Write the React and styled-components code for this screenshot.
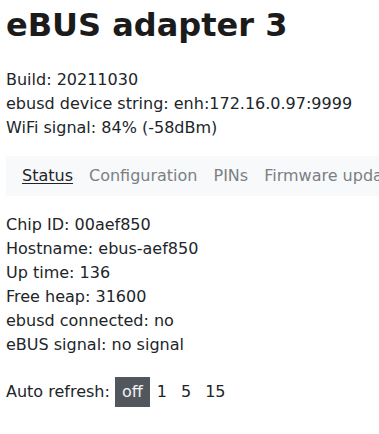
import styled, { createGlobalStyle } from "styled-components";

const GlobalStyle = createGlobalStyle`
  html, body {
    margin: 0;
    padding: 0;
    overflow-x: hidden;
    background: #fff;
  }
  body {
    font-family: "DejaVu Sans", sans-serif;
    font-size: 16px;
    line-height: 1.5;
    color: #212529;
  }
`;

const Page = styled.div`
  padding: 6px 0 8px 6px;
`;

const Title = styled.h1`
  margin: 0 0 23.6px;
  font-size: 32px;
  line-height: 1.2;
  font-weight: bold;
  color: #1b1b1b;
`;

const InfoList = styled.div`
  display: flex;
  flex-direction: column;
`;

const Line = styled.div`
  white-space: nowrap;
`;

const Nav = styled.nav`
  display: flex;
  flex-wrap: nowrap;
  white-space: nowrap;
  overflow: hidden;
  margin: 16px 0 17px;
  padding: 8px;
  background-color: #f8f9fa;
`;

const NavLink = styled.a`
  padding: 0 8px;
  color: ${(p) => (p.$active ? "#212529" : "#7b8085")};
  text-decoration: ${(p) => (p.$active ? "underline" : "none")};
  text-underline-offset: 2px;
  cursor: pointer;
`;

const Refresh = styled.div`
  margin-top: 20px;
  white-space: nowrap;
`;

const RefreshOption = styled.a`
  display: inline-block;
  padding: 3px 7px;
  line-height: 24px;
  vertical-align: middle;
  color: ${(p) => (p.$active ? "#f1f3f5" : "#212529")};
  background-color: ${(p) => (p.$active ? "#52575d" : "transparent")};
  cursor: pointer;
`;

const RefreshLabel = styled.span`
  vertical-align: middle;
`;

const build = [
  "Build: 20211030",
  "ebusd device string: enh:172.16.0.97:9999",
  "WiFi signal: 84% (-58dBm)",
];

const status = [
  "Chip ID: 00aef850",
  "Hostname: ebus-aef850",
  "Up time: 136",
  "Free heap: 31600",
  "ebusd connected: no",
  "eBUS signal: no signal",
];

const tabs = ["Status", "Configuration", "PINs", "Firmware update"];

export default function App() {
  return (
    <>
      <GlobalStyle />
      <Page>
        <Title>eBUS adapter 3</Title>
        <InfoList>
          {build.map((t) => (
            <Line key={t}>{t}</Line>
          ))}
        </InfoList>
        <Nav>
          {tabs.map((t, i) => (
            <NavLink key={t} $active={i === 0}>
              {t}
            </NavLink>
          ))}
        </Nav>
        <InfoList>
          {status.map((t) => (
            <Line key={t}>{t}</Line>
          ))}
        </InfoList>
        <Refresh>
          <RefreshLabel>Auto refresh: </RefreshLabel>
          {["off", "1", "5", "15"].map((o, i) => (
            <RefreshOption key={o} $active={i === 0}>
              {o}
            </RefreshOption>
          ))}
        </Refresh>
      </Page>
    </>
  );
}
################
Reproduce the data above in full, exactly as it is, with the pictures left out.

Write the React and styled-components code for this screenshot.
import styled, { createGlobalStyle } from "styled-components";

const GlobalStyle = createGlobalStyle`
  html, body {
    margin: 0;
    padding: 0;
    overflow-x: hidden;
    background: #fff;
  }
  body {
    font-family: "DejaVu Sans", sans-serif;
    font-size: 16px;
    line-height: 1.5;
    color: #212529;
  }
`;

const Page = styled.div`
  padding: 6px 0 8px 6px;
`;

const Title = styled.h1`
  margin: 0 0 23.6px;
  font-size: 32px;
  line-height: 1.2;
  font-weight: bold;
  color: #1b1b1b;
`;

const InfoList = styled.div`
  display: flex;
  flex-direction: column;
`;

const Line = styled.div`
  white-space: nowrap;
`;

const Nav = styled.nav`
  display: flex;
  flex-wrap: nowrap;
  white-space: nowrap;
  overflow: hidden;
  margin: 16px 0 17px;
  padding: 8px;
  background-color: #f8f9fa;
`;

const NavLink = styled.a`
  padding: 0 8px;
  color: ${(p) => (p.$active ? "#212529" : "#7b8085")};
  text-decoration: ${(p) => (p.$active ? "underline" : "none")};
  text-underline-offset: 2px;
  cursor: pointer;
`;

const Refresh = styled.div`
  margin-top: 20px;
  white-space: nowrap;
`;

const RefreshOption = styled.a`
  display: inline-block;
  padding: 3px 7px;
  line-height: 24px;
  vertical-align: middle;
  color: ${(p) => (p.$active ? "#f1f3f5" : "#212529")};
  background-color: ${(p) => (p.$active ? "#52575d" : "transparent")};
  cursor: pointer;
`;

const RefreshLabel = styled.span`
  vertical-align: middle;
`;

const build = [
  "Build: 20211030",
  "ebusd device string: enh:172.16.0.97:9999",
  "WiFi signal: 84% (-58dBm)",
];

const status = [
  "Chip ID: 00aef850",
  "Hostname: ebus-aef850",
  "Up time: 136",
  "Free heap: 31600",
  "ebusd connected: no",
  "eBUS signal: no signal",
];

const tabs = ["Status", "Configuration", "PINs", "Firmware update"];

export default function App() {
  return (
    <>
      <GlobalStyle />
      <Page>
        <Title>eBUS adapter 3</Title>
        <InfoList>
          {build.map((t) => (
            <Line key={t}>{t}</Line>
          ))}
        </InfoList>
        <Nav>
          {tabs.map((t, i) => (
            <NavLink key={t} $active={i === 0}>
              {t}
            </NavLink>
          ))}
        </Nav>
        <InfoList>
          {status.map((t) => (
            <Line key={t}>{t}</Line>
          ))}
        </InfoList>
        <Refresh>
          <RefreshLabel>Auto refresh: </RefreshLabel>
          {["off", "1", "5", "15"].map((o, i) => (
            <RefreshOption key={o} $active={i === 0}>
              {o}
            </RefreshOption>
          ))}
        </Refresh>
      </Page>
    </>
  );
}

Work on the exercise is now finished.